The key to effectively managing your personal finances is to have a positive attitude. The foundation of having a positive attitude is having clarity of your financial goals and who you are, in particular the level of risk that you can take, and having the right advice from a professional advisor.
It is all about having the right balance of these elements. How one perceives money will be a big driver of their attitude. Therefore, having clarity about your perceptions of money is critical to living a happy life.
On May 27, 2013 a great article was written by Ranjeet Mudholkar, CFPVice Chairman & CEO at (Financial Planning Standards Board India) FPSB India Mumbai on this topic.

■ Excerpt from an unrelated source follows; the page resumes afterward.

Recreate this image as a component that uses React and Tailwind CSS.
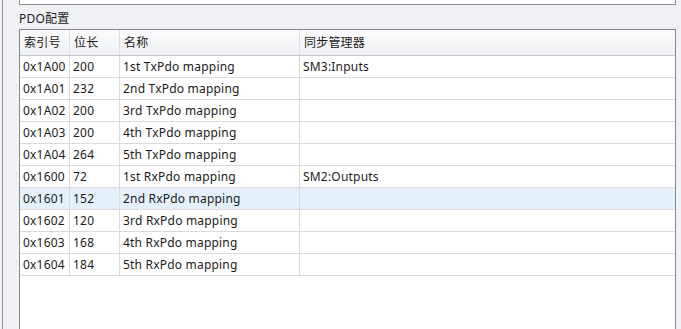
const ROWS = [
  { idx: '0x1A00', len: '200', name: '1st TxPdo mapping', sm: 'SM3:Inputs' },
  { idx: '0x1A01', len: '232', name: '2nd TxPdo mapping', sm: '' },
  { idx: '0x1A02', len: '200', name: '3rd TxPdo mapping', sm: '' },
  { idx: '0x1A03', len: '200', name: '4th TxPdo mapping', sm: '' },
  { idx: '0x1A04', len: '264', name: '5th TxPdo mapping', sm: '' },
  { idx: '0x1600', len: '72', name: '1st RxPdo mapping', sm: 'SM2:Outputs' },
  { idx: '0x1601', len: '152', name: '2nd RxPdo mapping', sm: '', selected: true },
  { idx: '0x1602', len: '120', name: '3rd RxPdo mapping', sm: '' },
  { idx: '0x1603', len: '168', name: '4th RxPdo mapping', sm: '' },
  { idx: '0x1604', len: '184', name: '5th RxPdo mapping', sm: '' },
]

const FONT = 'font-["Noto_Sans","Noto_Sans_CJK_SC",sans-serif]'

export default function App() {
  return (
    <div className={`w-[681px] h-[329px] overflow-hidden bg-[#f0f1f5] flex text-[12px] tracking-[0.2px] text-[#1b1b1b] ${FONT}`}>
      {/* outer group edge */}
      <div className="w-[2px] shrink-0" />
      <div className="w-px shrink-0 bg-[#8d8f99]" />

      <div className="flex-1 pl-[16px] pr-[5px] flex flex-col">
        {/* bottom of the panel above */}
        <div className="h-[5px] shrink-0 bg-white border-x border-b border-[#8d8f99]" />

        <div className="h-[24px] shrink-0 flex items-center pt-[4px] leading-none">PDO配置</div>

        {/* grid */}
        <div className="flex-1 bg-white border-x border-t border-[#828790] flex flex-col">
          <div className="h-[26px] shrink-0 flex border-b border-[#c3c6cc] bg-gradient-to-b from-[#fbfbfc] to-[#eff1f4]">
            <div className="w-[50px] shrink-0 border-r border-[#dcdee2] flex items-center pl-[4px]">索引号</div>
            <div className="w-[50px] shrink-0 border-r border-[#dcdee2] flex items-center pl-[4px]">位长</div>
            <div className="w-[180px] shrink-0 border-r border-[#dcdee2] flex items-center pl-[4px]">名称</div>
            <div className="flex-1 flex items-center pl-[4px]">同步管理器</div>
          </div>

          {ROWS.map(r => (
            <div
              key={r.idx}
              className={`h-[22px] shrink-0 flex border-b border-[#dadada] ${r.selected ? 'bg-[#e4f1fc]' : ''}`}
            >
              <div className="w-[50px] shrink-0 border-r border-[#dadada] flex items-center pl-[3px] whitespace-nowrap">{r.idx}</div>
              <div className="w-[50px] shrink-0 border-r border-[#dadada] flex items-center pl-[3px]">{r.len}</div>
              <div className="w-[180px] shrink-0 border-r border-[#dadada] flex items-center pl-[3px] whitespace-nowrap">{r.name}</div>
              <div className="flex-1 flex items-center pl-[3px]">{r.sm}</div>
            </div>
          ))}
        </div>
      </div>
    </div>
  )
}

In particular, the article highlights some interesting research conducted in post 2007-09 Financial Crisis by MFS Investment Management, a US-based global asset manager, which throws light on the effect the market movement has on peoples attitude. The survey found that 43 percent of respondents said their risk tolerance had decreased while 14 percent said it had increased. Before the economic downturn, 14 percent of the investors said their primary goal was protecting principal and not losing money. Now, the figure is 36 percent.
Investors are exhibiting this behavior at a time when investing in equities could be to their potential long-term advantage, the report states. Before the downturn, 50 percent of investors were generally willing to take substantial risk for substantial returns; today, its 23 percent.

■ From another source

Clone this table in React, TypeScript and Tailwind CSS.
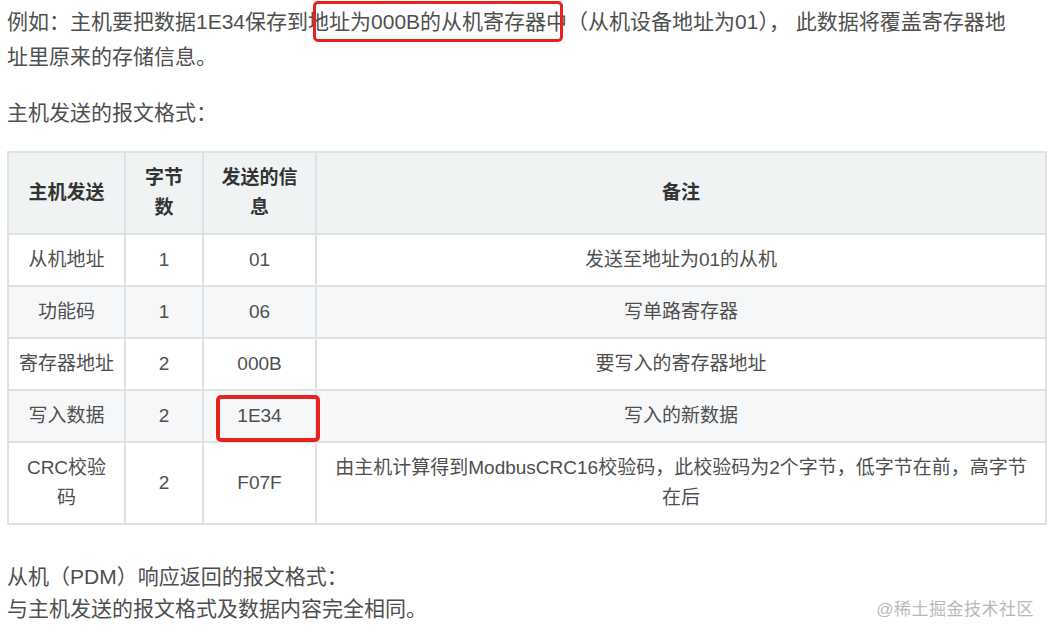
import React from 'react';

interface Row {
  name: string;
  bytes: string;
  info: string;
  note: string;
}

const rows: Row[] = [
  { name: '从机地址', bytes: '1', info: '01', note: '发送至地址为01的从机' },
  { name: '功能码', bytes: '1', info: '06', note: '写单路寄存器' },
  { name: '寄存器地址', bytes: '2', info: '000B', note: '要写入的寄存器地址' },
  { name: '写入数据', bytes: '2', info: '1E34', note: '写入的新数据' },
  {
    name: 'CRC校验码',
    bytes: '2',
    info: 'F07F',
    note: '由主机计算得到ModbusCRC16校验码，此校验码为2个字节，低字节在前，高字节在后',
  },
];

export default function App() {
  return (
    <main className="relative w-[1059px] h-[639px] overflow-hidden bg-white px-[7px] font-['Liberation_Sans','Noto_Sans_CJK_SC',sans-serif] text-[#4f4f4f]">
      <p className="mt-[4px] text-[21px] leading-[35px] w-[1015px]">
        例如：主机要把数据1E34保存到地址为000B的从机寄存器中（从机设备地址为01）， 此数据将覆盖寄存器地址里原来的存储信息。
      </p>
      <p className="mt-[21px] text-[21px] leading-[35px]">主机发送的报文格式：</p>

      <table className="mt-[21px] table-fixed w-[1038px] border-collapse text-[19px] leading-[30px] text-center">
        <colgroup>
          <col className="w-[117px]" />
          <col className="w-[78px]" />
          <col className="w-[113px]" />
          <col className="w-[730px]" />
        </colgroup>
        <thead>
          <tr className="bg-[#f0f3f4] text-[#333] font-bold">
            <th className="border-2 border-[#dfe2e5] px-[9px] py-[10px]">主机发送</th>
            <th className="border-2 border-[#dfe2e5] px-[10px] py-[10px]">字节数</th>
            <th className="border-2 border-[#dfe2e5] px-[14px] py-[10px]">发送的信息</th>
            <th className="border-2 border-[#dfe2e5] px-[14px] py-[10px]">备注</th>
          </tr>
        </thead>
        <tbody>
          {rows.map((r, i) => (
            <tr key={r.name} className={i % 2 === 1 ? 'bg-[#f6f7f8]' : 'bg-white'}>
              <td className="border-2 border-[#dfe2e5] px-[9px] py-[10px]">{r.name}</td>
              <td className="border-2 border-[#dfe2e5] px-[10px] py-[10px]">{r.bytes}</td>
              <td className="border-2 border-[#dfe2e5] px-[14px] py-[10px]">{r.info}</td>
              <td className="border-2 border-[#dfe2e5] px-[14px] py-[10px]">{r.note}</td>
            </tr>
          ))}
        </tbody>
      </table>

      <div className="mt-[36px] text-[21px] leading-[32px]">
        <p>从机（PDM）响应返回的报文格式：</p>
        <p>与主机发送的报文格式及数据内容完全相同。</p>
      </div>

      {/* annotations */}
      <div className="absolute left-[313px] top-[1px] w-[250px] h-[41px] rounded-[5px] border-[3px] border-[#e8231f]" />
      <div className="absolute left-[216px] top-[395px] w-[104px] h-[47px] rounded-[5px] border-4 border-[#e8231f]" />
      <div className="absolute right-[25px] top-[597px] text-[17px] leading-[26px] text-[#b9b9b9] tracking-[0.5px]">
        @稀土掘金技术社区
      </div>
    </main>
  );
}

Whats surprising, the survey notes, is that while investors have become more protective of their assets, only 37 percent have rebalanced their portfolio; 44 percent of investors using an advisor have rebalanced, the survey found. Further confounding results, MFS says, show that 68 percent of investors claim to be making decisions on their own with minimal input from an advisor. However, more than 60 percent of respondents are less than very confident that their assets are appropriately allocated. The economic crisis has only lead 30 percent of respondents to seek professional financial advice.
Clearly, the loss aversion behavioral bias is being exhibited where people are far more concerned about what they may lose than what they can gain. Therefore, they are not making healthy financial choices which is detrimental to the overall quality of their life.